## Stored data
━━━━

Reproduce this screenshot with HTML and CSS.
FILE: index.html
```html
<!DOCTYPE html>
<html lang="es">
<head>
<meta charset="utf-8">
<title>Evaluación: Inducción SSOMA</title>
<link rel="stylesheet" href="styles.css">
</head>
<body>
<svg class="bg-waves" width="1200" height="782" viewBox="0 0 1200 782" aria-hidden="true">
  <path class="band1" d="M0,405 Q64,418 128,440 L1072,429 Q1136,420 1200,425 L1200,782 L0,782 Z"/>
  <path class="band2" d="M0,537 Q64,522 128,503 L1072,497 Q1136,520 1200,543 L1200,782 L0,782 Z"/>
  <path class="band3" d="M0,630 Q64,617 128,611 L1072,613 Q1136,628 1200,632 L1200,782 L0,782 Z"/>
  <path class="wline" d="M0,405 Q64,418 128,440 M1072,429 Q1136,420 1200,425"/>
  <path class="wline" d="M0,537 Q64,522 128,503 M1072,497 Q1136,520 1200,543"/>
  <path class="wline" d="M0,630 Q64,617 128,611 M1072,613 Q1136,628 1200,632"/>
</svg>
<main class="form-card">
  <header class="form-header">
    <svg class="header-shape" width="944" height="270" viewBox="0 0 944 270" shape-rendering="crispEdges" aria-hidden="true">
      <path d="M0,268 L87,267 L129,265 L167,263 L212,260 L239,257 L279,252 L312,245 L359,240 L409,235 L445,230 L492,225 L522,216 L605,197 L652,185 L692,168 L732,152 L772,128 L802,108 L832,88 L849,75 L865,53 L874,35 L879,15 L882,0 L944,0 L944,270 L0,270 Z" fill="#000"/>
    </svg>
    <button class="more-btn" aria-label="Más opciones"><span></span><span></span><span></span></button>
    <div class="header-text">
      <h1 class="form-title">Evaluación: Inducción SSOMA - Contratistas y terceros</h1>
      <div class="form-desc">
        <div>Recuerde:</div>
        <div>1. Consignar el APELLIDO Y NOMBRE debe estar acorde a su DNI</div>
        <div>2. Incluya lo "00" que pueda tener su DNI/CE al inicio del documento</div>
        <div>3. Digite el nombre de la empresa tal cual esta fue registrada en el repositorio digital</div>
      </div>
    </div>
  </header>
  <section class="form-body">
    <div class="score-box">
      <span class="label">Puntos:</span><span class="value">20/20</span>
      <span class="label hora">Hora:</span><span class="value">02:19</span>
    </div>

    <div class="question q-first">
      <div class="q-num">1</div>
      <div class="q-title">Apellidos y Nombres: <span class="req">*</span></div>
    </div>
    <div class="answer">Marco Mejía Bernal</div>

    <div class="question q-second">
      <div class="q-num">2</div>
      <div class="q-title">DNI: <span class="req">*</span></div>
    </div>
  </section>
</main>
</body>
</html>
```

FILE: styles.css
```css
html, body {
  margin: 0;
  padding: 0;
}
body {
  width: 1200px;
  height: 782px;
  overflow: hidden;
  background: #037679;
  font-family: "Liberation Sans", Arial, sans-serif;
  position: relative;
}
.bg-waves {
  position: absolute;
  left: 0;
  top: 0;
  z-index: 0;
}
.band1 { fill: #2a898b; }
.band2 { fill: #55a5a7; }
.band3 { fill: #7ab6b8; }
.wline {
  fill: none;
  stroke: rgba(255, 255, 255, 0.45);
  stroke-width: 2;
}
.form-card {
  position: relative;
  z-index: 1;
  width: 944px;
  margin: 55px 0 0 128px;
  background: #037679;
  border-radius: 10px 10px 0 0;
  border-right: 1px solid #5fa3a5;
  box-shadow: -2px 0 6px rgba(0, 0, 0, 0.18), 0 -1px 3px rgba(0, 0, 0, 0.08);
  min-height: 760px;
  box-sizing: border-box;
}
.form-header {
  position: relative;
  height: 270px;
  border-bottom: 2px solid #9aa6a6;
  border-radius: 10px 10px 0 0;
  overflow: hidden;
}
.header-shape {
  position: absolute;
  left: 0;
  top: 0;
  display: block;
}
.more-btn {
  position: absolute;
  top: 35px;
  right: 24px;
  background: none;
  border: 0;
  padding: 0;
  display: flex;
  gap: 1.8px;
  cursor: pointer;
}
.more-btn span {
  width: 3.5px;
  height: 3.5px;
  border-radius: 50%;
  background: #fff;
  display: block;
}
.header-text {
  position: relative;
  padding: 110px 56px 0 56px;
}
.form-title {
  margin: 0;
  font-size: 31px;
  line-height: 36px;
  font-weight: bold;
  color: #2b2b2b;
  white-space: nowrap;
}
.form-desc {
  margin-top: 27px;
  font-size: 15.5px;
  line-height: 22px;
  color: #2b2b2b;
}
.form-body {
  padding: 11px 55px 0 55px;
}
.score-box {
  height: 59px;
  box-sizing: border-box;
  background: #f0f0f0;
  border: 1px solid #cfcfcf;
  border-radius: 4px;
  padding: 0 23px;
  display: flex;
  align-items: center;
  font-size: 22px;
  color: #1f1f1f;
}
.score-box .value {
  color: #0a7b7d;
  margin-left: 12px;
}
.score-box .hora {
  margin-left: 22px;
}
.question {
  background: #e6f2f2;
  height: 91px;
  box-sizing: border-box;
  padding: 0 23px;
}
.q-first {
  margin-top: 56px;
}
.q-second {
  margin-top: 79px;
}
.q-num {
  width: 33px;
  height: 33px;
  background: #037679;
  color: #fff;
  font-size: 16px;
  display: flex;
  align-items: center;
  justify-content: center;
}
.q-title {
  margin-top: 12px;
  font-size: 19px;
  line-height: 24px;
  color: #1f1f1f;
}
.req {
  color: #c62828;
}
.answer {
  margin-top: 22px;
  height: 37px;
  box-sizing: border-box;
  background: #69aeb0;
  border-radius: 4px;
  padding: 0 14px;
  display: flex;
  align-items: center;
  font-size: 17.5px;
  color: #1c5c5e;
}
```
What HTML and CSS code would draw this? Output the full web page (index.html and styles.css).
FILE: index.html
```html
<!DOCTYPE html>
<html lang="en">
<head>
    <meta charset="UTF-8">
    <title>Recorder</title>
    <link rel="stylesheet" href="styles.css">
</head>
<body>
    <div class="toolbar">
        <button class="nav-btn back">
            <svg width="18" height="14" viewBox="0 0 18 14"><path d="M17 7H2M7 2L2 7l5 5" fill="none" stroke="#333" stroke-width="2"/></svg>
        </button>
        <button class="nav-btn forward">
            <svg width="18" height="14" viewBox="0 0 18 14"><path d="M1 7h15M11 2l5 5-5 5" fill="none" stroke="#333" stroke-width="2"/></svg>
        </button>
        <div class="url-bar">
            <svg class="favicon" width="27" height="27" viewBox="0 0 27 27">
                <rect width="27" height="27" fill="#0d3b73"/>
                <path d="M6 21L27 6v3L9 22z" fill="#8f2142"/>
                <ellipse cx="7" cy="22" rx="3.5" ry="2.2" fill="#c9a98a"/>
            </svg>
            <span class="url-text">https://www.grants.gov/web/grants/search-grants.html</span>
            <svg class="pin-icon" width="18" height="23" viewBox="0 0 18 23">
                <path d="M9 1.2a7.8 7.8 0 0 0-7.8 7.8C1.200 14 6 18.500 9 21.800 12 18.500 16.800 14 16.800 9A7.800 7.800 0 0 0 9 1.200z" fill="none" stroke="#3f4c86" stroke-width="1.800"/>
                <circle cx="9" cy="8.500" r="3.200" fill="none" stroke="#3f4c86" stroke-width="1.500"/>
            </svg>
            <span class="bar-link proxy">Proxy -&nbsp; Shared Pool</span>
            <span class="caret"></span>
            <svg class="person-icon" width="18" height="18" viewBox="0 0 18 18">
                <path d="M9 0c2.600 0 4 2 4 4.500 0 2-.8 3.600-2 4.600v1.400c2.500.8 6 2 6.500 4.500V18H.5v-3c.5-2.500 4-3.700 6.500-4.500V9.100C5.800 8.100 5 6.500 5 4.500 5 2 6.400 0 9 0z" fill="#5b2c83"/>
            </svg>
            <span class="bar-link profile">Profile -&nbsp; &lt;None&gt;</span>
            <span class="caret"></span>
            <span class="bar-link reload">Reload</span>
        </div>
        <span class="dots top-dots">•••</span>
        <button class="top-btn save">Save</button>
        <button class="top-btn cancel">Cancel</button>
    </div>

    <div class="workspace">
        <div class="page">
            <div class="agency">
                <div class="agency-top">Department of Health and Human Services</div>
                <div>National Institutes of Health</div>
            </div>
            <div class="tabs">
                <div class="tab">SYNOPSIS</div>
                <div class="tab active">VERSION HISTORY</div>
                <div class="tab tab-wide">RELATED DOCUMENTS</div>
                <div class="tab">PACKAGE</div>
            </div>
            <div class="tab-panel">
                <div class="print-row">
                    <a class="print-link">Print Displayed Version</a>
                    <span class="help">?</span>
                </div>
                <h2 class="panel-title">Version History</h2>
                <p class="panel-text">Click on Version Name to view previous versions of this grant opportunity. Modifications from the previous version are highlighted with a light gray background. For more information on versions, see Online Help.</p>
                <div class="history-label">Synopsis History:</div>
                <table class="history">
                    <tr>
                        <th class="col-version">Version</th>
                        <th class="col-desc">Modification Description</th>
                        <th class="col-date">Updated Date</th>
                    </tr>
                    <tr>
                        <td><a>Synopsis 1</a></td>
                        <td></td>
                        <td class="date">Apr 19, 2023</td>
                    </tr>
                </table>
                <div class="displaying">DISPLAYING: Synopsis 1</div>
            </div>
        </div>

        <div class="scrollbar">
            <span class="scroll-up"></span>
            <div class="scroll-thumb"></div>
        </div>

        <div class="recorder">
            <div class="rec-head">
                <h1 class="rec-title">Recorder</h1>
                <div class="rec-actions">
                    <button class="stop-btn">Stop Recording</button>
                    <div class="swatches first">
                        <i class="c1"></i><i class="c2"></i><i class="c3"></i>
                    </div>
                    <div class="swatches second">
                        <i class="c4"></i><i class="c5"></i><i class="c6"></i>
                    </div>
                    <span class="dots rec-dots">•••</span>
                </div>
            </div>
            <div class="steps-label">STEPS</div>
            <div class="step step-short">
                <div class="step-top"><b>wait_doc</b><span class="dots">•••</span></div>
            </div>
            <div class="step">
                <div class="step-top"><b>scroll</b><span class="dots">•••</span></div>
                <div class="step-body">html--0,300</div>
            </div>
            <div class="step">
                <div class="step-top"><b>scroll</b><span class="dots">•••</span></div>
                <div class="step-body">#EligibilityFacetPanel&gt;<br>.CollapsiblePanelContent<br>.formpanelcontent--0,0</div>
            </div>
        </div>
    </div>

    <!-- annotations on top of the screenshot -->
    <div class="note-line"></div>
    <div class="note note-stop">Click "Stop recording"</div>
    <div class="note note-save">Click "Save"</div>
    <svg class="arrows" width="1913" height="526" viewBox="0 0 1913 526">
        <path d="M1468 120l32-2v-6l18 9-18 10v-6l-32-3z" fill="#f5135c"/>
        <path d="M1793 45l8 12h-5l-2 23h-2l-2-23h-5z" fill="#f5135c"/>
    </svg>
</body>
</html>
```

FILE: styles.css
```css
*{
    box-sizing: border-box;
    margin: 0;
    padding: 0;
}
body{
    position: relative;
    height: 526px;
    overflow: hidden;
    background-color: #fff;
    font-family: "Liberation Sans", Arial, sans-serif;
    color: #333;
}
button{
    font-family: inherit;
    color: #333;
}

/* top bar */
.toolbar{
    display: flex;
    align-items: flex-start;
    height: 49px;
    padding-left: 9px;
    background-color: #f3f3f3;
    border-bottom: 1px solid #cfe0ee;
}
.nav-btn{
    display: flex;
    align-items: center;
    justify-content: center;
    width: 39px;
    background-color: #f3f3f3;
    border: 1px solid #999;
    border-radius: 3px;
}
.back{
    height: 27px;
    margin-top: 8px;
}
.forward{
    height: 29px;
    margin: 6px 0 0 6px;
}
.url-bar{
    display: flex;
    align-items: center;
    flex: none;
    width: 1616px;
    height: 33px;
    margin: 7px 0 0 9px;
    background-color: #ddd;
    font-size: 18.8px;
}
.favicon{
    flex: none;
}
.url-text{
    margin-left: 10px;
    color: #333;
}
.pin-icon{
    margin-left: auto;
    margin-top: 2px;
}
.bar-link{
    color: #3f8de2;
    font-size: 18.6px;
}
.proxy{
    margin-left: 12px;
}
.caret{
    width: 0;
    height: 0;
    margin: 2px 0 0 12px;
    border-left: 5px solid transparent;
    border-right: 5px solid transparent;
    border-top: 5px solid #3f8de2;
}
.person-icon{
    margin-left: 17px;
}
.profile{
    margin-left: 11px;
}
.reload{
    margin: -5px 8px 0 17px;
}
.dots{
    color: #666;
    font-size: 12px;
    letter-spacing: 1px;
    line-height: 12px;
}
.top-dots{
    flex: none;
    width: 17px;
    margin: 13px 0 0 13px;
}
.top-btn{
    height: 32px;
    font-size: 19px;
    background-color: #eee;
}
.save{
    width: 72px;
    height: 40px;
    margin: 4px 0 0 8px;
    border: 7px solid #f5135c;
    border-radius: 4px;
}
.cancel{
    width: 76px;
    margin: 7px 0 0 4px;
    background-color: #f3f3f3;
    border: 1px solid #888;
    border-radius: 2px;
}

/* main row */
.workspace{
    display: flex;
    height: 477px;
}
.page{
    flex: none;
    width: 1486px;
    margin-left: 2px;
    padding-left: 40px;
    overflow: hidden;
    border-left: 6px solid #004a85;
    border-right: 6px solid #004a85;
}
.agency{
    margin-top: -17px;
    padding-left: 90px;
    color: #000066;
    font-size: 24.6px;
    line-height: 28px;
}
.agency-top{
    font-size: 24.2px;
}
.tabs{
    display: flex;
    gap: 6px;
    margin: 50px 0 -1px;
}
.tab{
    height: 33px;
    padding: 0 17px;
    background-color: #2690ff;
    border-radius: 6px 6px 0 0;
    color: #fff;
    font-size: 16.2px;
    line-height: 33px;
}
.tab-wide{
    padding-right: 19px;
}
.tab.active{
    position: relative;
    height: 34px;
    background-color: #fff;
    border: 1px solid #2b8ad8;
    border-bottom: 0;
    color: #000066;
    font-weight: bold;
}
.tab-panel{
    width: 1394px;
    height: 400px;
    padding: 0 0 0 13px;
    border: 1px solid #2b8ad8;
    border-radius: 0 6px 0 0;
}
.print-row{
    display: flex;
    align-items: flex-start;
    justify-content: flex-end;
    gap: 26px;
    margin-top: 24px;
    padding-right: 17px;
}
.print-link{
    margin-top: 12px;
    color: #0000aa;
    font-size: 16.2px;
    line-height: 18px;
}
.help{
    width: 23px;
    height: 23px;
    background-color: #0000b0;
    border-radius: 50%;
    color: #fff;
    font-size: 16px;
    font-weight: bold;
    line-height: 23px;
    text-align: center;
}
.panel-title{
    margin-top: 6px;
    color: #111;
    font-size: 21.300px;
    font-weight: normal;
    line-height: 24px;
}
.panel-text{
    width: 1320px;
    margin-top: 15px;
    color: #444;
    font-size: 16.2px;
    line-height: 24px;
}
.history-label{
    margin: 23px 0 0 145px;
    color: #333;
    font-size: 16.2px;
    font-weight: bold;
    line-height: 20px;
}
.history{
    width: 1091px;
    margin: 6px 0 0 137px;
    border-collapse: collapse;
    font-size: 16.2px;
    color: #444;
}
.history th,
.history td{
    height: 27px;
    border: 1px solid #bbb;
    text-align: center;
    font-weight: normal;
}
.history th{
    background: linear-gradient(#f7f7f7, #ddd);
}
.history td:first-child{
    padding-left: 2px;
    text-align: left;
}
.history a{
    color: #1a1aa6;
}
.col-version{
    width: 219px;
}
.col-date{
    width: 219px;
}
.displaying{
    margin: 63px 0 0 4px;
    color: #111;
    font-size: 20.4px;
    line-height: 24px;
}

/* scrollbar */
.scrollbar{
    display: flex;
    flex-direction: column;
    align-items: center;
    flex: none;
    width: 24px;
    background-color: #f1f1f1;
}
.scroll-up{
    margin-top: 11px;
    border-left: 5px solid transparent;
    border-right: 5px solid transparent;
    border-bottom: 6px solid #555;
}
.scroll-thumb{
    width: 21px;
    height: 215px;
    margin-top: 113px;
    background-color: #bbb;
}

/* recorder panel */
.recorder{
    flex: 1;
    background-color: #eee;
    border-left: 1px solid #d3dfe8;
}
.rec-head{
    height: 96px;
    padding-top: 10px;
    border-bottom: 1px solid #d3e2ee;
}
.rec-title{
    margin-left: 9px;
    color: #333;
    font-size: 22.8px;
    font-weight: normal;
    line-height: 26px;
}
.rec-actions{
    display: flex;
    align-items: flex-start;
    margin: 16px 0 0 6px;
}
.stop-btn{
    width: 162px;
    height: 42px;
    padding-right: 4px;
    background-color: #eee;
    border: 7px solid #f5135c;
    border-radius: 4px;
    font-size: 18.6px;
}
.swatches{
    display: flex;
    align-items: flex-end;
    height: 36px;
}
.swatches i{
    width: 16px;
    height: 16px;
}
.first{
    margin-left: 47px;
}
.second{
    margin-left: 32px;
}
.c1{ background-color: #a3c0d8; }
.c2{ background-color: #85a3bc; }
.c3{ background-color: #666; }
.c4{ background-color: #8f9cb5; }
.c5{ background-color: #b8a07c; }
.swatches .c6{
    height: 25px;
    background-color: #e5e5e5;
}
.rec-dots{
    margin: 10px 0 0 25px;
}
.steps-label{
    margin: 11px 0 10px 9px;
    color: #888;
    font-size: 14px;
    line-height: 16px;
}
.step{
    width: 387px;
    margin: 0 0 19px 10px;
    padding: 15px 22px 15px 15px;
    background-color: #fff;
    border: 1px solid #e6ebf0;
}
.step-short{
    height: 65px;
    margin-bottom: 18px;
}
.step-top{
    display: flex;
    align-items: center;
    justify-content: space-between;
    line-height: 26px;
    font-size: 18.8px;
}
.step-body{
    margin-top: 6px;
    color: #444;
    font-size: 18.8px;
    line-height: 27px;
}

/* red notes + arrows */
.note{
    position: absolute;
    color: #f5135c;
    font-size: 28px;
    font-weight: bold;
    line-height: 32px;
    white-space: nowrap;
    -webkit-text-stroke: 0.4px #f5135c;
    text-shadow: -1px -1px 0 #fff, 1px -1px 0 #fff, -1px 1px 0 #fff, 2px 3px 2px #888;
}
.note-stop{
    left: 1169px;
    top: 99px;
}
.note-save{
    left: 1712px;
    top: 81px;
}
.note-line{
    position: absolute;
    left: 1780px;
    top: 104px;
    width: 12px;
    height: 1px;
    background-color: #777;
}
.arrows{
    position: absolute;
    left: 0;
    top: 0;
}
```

━━━━

## The request
List the lines that contain the word "screenshot".

## Full output
Reproduce this screenshot with HTML and CSS.
    <!-- annotations on top of the screenshot -->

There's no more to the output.